Tokyo Electric Power Co. plans to expand imports of liquefied natural gas to as much as 40 million metric tons a year by teaming up with other companies to negotiate lower prices for the fuel.

The utility known as Tepco aims to reduce annual fuel costs by about 650 billion yen ($6.2 billion) through the joint purchases and other measures, it said in a business turnaround plan released today in Tokyo. Tepco, Japan’s biggest power company, typically imports about 20 million tons a year.

The Tokyo-based utility has relied on thermal-power generation since shutting its last operating reactor in March 2012 in the wake of the Fukushima disaster.

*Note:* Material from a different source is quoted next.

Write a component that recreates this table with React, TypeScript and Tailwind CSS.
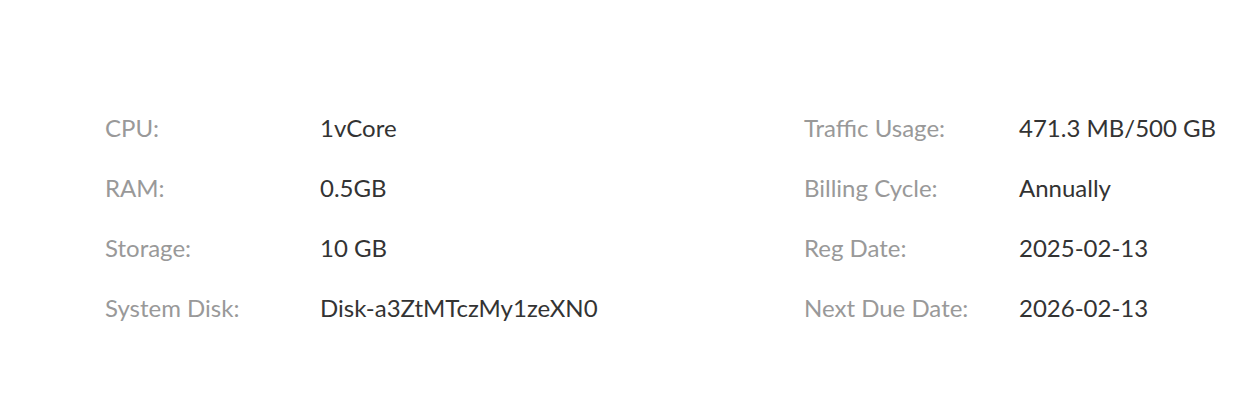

Tepco also plans to reduce fuel costs by restarting reactors at its Kashiwazaki Kariwa nuclear plant in July.

“Joint purchases could help Japan improve bargaining power and reduce fuel costs,” Osamu Fujisawa, a Tokyo-based independent oil economist, said by phone today before the plan was announced. “The question is whether Tepco and partners can share a common interest, as they have different needs,” Fujisawa said.

Tepco plans to set up a venture for joint purchases by the end of fiscal 2014 after selecting partners, the company said in the business plan approved by the government. The company also plans to cooperate with the partners on procurement and transportation of the fuel and replacement of thermal power plants, it said.

Tepco started seeking proposals to cooperate in October 2012. The utility agreed with Chubu Electric Power Co. to set up a venture to build and operate a coal-fired plant with capacity of 600 megawatt in Ibaraki prefecture, northeast of Tokyo.

Shale Gas

“As natural gas accounts for 70 percent of Tepco’s fuel costs, it is essential to drastically lower gas prices and reduce the fuel bill,” the utility said in the turnaround plan. Buying lean LNG such as from shale gas in North America, which has lower calorific value, will be “key” to cutting fuel costs, it said.

Tepco’s previous business plan called for imports of as much as 10 million tons a year of lean LNG, which is increased in the new strategy. The company is considering to invest in upstream natural gas projects to lower fuel costs and secure supply, it said.